• Problem details
Write out the data below exactly as given, without any of its pictures.

• Supplied material
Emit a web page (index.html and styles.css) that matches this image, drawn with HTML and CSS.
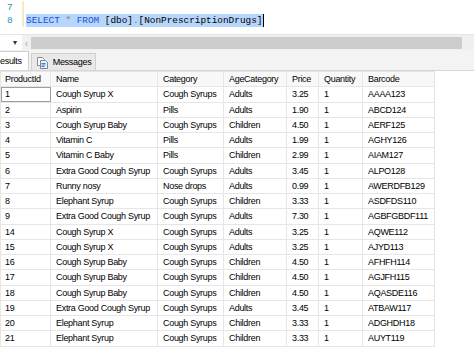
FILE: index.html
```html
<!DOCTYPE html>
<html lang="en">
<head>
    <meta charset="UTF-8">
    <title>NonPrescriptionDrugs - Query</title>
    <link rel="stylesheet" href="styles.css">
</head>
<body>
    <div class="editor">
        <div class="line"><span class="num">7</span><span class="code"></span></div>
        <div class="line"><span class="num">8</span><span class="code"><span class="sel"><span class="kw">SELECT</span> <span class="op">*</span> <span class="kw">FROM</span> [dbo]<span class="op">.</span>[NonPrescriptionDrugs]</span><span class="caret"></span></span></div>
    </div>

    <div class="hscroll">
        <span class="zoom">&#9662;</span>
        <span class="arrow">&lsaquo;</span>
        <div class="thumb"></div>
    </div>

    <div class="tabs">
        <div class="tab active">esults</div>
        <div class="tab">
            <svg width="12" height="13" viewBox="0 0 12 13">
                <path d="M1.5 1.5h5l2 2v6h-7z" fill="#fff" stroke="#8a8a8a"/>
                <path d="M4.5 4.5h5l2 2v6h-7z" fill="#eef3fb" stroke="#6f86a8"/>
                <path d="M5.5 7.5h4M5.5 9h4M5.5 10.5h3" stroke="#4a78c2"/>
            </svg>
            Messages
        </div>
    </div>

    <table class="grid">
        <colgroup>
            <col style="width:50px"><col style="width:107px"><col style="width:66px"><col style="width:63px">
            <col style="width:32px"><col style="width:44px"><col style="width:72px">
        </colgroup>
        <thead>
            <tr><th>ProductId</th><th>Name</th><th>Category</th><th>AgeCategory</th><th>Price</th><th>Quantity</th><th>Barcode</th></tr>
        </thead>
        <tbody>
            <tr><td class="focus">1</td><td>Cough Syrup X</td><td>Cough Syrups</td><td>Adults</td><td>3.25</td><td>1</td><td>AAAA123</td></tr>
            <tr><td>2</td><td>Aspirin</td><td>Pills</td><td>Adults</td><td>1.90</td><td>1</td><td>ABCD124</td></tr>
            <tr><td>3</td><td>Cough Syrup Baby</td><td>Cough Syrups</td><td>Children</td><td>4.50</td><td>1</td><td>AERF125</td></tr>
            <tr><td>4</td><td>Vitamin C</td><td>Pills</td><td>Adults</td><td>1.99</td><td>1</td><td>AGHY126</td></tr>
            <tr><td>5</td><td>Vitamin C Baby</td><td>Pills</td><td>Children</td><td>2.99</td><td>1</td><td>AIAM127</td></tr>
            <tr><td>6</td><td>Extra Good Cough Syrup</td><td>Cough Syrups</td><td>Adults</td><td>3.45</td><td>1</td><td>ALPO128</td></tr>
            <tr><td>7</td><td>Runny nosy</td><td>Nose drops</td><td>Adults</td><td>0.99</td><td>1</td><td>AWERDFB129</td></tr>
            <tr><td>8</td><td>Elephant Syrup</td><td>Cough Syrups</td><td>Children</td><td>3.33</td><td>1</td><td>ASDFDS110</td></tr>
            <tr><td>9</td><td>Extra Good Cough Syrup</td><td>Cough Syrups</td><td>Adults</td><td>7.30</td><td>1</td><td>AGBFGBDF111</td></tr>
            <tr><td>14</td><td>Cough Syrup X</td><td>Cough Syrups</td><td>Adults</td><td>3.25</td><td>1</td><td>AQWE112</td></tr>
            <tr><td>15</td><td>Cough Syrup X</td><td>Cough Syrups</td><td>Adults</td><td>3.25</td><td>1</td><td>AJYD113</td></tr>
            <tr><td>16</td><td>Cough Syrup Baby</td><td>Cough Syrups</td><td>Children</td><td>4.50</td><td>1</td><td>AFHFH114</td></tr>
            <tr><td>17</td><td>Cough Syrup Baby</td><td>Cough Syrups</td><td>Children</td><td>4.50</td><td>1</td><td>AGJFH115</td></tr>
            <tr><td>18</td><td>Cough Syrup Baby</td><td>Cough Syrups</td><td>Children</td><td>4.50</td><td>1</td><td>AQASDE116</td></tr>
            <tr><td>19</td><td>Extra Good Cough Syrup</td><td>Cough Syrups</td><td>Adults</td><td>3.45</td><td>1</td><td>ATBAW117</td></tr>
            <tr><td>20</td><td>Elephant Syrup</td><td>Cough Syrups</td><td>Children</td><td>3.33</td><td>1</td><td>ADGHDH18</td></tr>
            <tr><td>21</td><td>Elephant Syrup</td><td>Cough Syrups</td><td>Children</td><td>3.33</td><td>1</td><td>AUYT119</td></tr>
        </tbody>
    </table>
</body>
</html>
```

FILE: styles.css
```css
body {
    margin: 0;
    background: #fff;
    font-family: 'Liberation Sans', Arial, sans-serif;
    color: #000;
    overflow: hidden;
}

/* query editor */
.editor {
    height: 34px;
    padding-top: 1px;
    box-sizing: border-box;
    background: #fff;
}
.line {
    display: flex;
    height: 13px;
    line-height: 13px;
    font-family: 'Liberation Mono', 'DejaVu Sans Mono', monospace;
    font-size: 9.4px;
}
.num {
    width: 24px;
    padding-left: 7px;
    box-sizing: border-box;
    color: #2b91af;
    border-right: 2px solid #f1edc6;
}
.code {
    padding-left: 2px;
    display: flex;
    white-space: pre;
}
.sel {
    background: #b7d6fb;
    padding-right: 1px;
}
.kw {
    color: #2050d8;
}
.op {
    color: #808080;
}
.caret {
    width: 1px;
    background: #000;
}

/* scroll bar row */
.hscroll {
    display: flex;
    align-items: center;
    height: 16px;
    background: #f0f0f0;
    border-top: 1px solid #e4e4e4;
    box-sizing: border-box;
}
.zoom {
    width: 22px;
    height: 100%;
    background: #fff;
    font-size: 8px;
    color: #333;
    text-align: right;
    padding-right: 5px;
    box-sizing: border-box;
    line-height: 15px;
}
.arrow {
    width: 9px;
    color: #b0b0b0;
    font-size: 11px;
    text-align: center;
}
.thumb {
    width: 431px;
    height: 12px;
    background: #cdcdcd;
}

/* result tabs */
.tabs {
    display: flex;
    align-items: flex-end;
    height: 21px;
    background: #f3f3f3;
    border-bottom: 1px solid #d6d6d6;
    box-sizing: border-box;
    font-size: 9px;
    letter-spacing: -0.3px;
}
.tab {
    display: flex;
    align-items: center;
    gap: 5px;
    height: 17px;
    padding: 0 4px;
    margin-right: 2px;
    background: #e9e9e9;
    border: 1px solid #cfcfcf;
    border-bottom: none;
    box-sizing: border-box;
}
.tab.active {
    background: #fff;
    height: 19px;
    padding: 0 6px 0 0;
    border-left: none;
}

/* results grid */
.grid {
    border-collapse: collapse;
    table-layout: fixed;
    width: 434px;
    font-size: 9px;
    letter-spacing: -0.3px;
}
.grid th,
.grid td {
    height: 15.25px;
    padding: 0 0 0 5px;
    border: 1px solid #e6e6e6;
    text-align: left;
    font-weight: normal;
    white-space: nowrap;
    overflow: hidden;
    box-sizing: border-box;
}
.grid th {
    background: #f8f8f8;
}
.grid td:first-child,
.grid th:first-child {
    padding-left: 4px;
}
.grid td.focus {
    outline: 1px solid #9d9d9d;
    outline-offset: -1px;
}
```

• Final result
Emit a web page (index.html and styles.css) that matches this image, drawn with HTML and CSS.
FILE: index.html
```html
<!DOCTYPE html>
<html lang="en">
<head>
    <meta charset="UTF-8">
    <title>NonPrescriptionDrugs - Query</title>
    <link rel="stylesheet" href="styles.css">
</head>
<body>
    <div class="editor">
        <div class="line"><span class="num">7</span><span class="code"></span></div>
        <div class="line"><span class="num">8</span><span class="code"><span class="sel"><span class="kw">SELECT</span> <span class="op">*</span> <span class="kw">FROM</span> [dbo]<span class="op">.</span>[NonPrescriptionDrugs]</span><span class="caret"></span></span></div>
    </div>

    <div class="hscroll">
        <span class="zoom">&#9662;</span>
        <span class="arrow">&lsaquo;</span>
        <div class="thumb"></div>
    </div>

    <div class="tabs">
        <div class="tab active">esults</div>
        <div class="tab">
            <svg width="12" height="13" viewBox="0 0 12 13">
                <path d="M1.5 1.5h5l2 2v6h-7z" fill="#fff" stroke="#8a8a8a"/>
                <path d="M4.5 4.5h5l2 2v6h-7z" fill="#eef3fb" stroke="#6f86a8"/>
                <path d="M5.5 7.5h4M5.5 9h4M5.5 10.5h3" stroke="#4a78c2"/>
            </svg>
            Messages
        </div>
    </div>

    <table class="grid">
        <colgroup>
            <col style="width:50px"><col style="width:107px"><col style="width:66px"><col style="width:63px">
            <col style="width:32px"><col style="width:44px"><col style="width:72px">
        </colgroup>
        <thead>
            <tr><th>ProductId</th><th>Name</th><th>Category</th><th>AgeCategory</th><th>Price</th><th>Quantity</th><th>Barcode</th></tr>
        </thead>
        <tbody>
            <tr><td class="focus">1</td><td>Cough Syrup X</td><td>Cough Syrups</td><td>Adults</td><td>3.25</td><td>1</td><td>AAAA123</td></tr>
            <tr><td>2</td><td>Aspirin</td><td>Pills</td><td>Adults</td><td>1.90</td><td>1</td><td>ABCD124</td></tr>
            <tr><td>3</td><td>Cough Syrup Baby</td><td>Cough Syrups</td><td>Children</td><td>4.50</td><td>1</td><td>AERF125</td></tr>
            <tr><td>4</td><td>Vitamin C</td><td>Pills</td><td>Adults</td><td>1.99</td><td>1</td><td>AGHY126</td></tr>
            <tr><td>5</td><td>Vitamin C Baby</td><td>Pills</td><td>Children</td><td>2.99</td><td>1</td><td>AIAM127</td></tr>
            <tr><td>6</td><td>Extra Good Cough Syrup</td><td>Cough Syrups</td><td>Adults</td><td>3.45</td><td>1</td><td>ALPO128</td></tr>
            <tr><td>7</td><td>Runny nosy</td><td>Nose drops</td><td>Adults</td><td>0.99</td><td>1</td><td>AWERDFB129</td></tr>
            <tr><td>8</td><td>Elephant Syrup</td><td>Cough Syrups</td><td>Children</td><td>3.33</td><td>1</td><td>ASDFDS110</td></tr>
            <tr><td>9</td><td>Extra Good Cough Syrup</td><td>Cough Syrups</td><td>Adults</td><td>7.30</td><td>1</td><td>AGBFGBDF111</td></tr>
            <tr><td>14</td><td>Cough Syrup X</td><td>Cough Syrups</td><td>Adults</td><td>3.25</td><td>1</td><td>AQWE112</td></tr>
            <tr><td>15</td><td>Cough Syrup X</td><td>Cough Syrups</td><td>Adults</td><td>3.25</td><td>1</td><td>AJYD113</td></tr>
            <tr><td>16</td><td>Cough Syrup Baby</td><td>Cough Syrups</td><td>Children</td><td>4.50</td><td>1</td><td>AFHFH114</td></tr>
            <tr><td>17</td><td>Cough Syrup Baby</td><td>Cough Syrups</td><td>Children</td><td>4.50</td><td>1</td><td>AGJFH115</td></tr>
            <tr><td>18</td><td>Cough Syrup Baby</td><td>Cough Syrups</td><td>Children</td><td>4.50</td><td>1</td><td>AQASDE116</td></tr>
            <tr><td>19</td><td>Extra Good Cough Syrup</td><td>Cough Syrups</td><td>Adults</td><td>3.45</td><td>1</td><td>ATBAW117</td></tr>
            <tr><td>20</td><td>Elephant Syrup</td><td>Cough Syrups</td><td>Children</td><td>3.33</td><td>1</td><td>ADGHDH18</td></tr>
            <tr><td>21</td><td>Elephant Syrup</td><td>Cough Syrups</td><td>Children</td><td>3.33</td><td>1</td><td>AUYT119</td></tr>
        </tbody>
    </table>
</body>
</html>
```

FILE: styles.css
```css
body {
    margin: 0;
    background: #fff;
    font-family: 'Liberation Sans', Arial, sans-serif;
    color: #000;
    overflow: hidden;
}

/* query editor */
.editor {
    height: 34px;
    padding-top: 1px;
    box-sizing: border-box;
    background: #fff;
}
.line {
    display: flex;
    height: 13px;
    line-height: 13px;
    font-family: 'Liberation Mono', 'DejaVu Sans Mono', monospace;
    font-size: 9.4px;
}
.num {
    width: 24px;
    padding-left: 7px;
    box-sizing: border-box;
    color: #2b91af;
    border-right: 2px solid #f1edc6;
}
.code {
    padding-left: 2px;
    display: flex;
    white-space: pre;
}
.sel {
    background: #b7d6fb;
    padding-right: 1px;
}
.kw {
    color: #2050d8;
}
.op {
    color: #808080;
}
.caret {
    width: 1px;
    background: #000;
}

/* scroll bar row */
.hscroll {
    display: flex;
    align-items: center;
    height: 16px;
    background: #f0f0f0;
    border-top: 1px solid #e4e4e4;
    box-sizing: border-box;
}
.zoom {
    width: 22px;
    height: 100%;
    background: #fff;
    font-size: 8px;
    color: #333;
    text-align: right;
    padding-right: 5px;
    box-sizing: border-box;
    line-height: 15px;
}
.arrow {
    width: 9px;
    color: #b0b0b0;
    font-size: 11px;
    text-align: center;
}
.thumb {
    width: 431px;
    height: 12px;
    background: #cdcdcd;
}

/* result tabs */
.tabs {
    display: flex;
    align-items: flex-end;
    height: 21px;
    background: #f3f3f3;
    border-bottom: 1px solid #d6d6d6;
    box-sizing: border-box;
    font-size: 9px;
    letter-spacing: -0.3px;
}
.tab {
    display: flex;
    align-items: center;
    gap: 5px;
    height: 17px;
    padding: 0 4px;
    margin-right: 2px;
    background: #e9e9e9;
    border: 1px solid #cfcfcf;
    border-bottom: none;
    box-sizing: border-box;
}
.tab.active {
    background: #fff;
    height: 19px;
    padding: 0 6px 0 0;
    border-left: none;
}

/* results grid */
.grid {
    border-collapse: collapse;
    table-layout: fixed;
    width: 434px;
    font-size: 9px;
    letter-spacing: -0.3px;
}
.grid th,
.grid td {
    height: 15.25px;
    padding: 0 0 0 5px;
    border: 1px solid #e6e6e6;
    text-align: left;
    font-weight: normal;
    white-space: nowrap;
    overflow: hidden;
    box-sizing: border-box;
}
.grid th {
    background: #f8f8f8;
}
.grid td:first-child,
.grid th:first-child {
    padding-left: 4px;
}
.grid td.focus {
    outline: 1px solid #9d9d9d;
    outline-offset: -1px;
}
```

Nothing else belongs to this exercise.